> **GIVEN MATERIAL**:
● ● ● ● ● ● ●

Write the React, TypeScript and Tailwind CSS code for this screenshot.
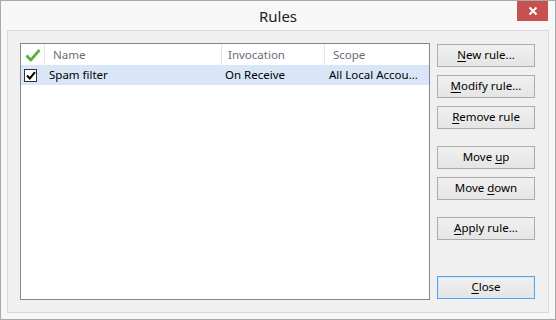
import React from "react";

const font = { fontFamily: '"Segoe UI", "Noto Sans", "Open Sans", sans-serif' };

function Btn({ children, primary }: { children: React.ReactNode; primary?: boolean }) {
  return (
    <div
      className={
        "h-[23px] w-[98px] flex items-center justify-center text-[11.5px] text-black border bg-gradient-to-b from-[#f0f0f0] to-[#e5e5e5] " +
        (primary ? "border-[#5aa2e6] shadow-[inset_0_0_0_1px_#d6e8fa]" : "border-[#acacac]")
      }
    >
      <span className="leading-none pb-[1px]">{children}</span>
    </div>
  );
}

const U = ({ c }: { c: string }) => <span className="underline underline-offset-2">{c}</span>;

export default function App() {
  return (
    <div
      className="w-[556px] h-[320px] border border-[#a9a9a9] bg-[#f7f7f7] flex flex-col overflow-hidden"
      style={font}
    >
      {/* title bar */}
      <div className="relative h-[29px] shrink-0 flex items-center justify-center">
        <span className="text-[15px] text-[#222] pt-[1px]">Rules</span>
        <div className="absolute top-0 right-[7px] w-[31px] h-[20px] bg-[#c75050] flex items-center justify-center">
          <svg width="10" height="10" viewBox="0 0 10 10">
            <path d="M1.5 1.5 L8.5 8.5 M8.5 1.5 L1.5 8.5" stroke="white" strokeWidth="2" />
          </svg>
        </div>
      </div>

      {/* content */}
      <div className="mx-[6px] h-[283px] border border-[#dadada] bg-[#f0f0f0] flex px-[12px] pt-[12px]">
        {/* list */}
        <div className="w-[410px] h-[257px] border border-[#828790] bg-white flex flex-col text-[11.5px]">
          <div className="flex h-[21px] items-center">
            <div className="w-[24px] h-full flex items-center justify-center border-r border-[#e5e5e5]">
              <svg width="16" height="14" viewBox="0 0 16 14">
                <path d="M1.5 7.5 L5.8 12 L14.5 2" stroke="#5cb03c" strokeWidth="2.8" fill="none" strokeLinejoin="round" />
              </svg>
            </div>
            <div className="w-[177px] h-full flex items-center pl-[8px] border-r border-[#e5e5e5] text-[#666d78]">Name</div>
            <div className="w-[103px] h-full flex items-center pl-[6px] border-r border-[#e5e5e5] text-[#666d78]">Invocation</div>
            <div className="flex-1 h-full flex items-center pl-[8px] text-[#666d78]">Scope</div>
          </div>
          <div className="flex h-[20px] items-center bg-[#d9e6f8] text-black">
            <div className="w-[24px] flex items-center pl-[3px]">
              <div className="w-[13px] h-[13px] border border-[#333] bg-white flex items-center justify-center">
                <svg width="10" height="9" viewBox="0 0 10 9">
                  <path d="M1 4.5 L3.8 7.5 L9 1.2" stroke="black" strokeWidth="2" fill="none" />
                </svg>
              </div>
            </div>
            <div className="w-[177px] pl-[4px]">Spam filter</div>
            <div className="w-[103px] pl-[3px]">On Receive</div>
            <div className="flex-1 pl-[4px] whitespace-nowrap overflow-hidden">All Local Accou...</div>
          </div>
        </div>

        {/* buttons */}
        <div className="ml-[7px] h-[257px] flex flex-col py-[1px]">
          <Btn><U c="N" />ew rule...</Btn>
          <div className="h-[8px]" />
          <Btn><U c="M" />odify rule...</Btn>
          <div className="h-[8px]" />
          <Btn><U c="R" />emove rule</Btn>
          <div className="h-[17px]" />
          <Btn>Move <U c="u" />p</Btn>
          <div className="h-[8px]" />
          <Btn>Move <U c="d" />own</Btn>
          <div className="h-[17px]" />
          <Btn><U c="A" />pply rule...</Btn>
          <div className="mt-auto" />
          <Btn primary><U c="C" />lose</Btn>
        </div>
      </div>
    </div>
  );
}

● ● ● ● ● ● ●

> **EXERCISE DETAILS**:
From the data, pick out every line that includes "React".

> **REPLY**:
Write the React, TypeScript and Tailwind CSS code for this screenshot.
import React from "react";
function Btn({ children, primary }: { children: React.ReactNode; primary?: boolean }) {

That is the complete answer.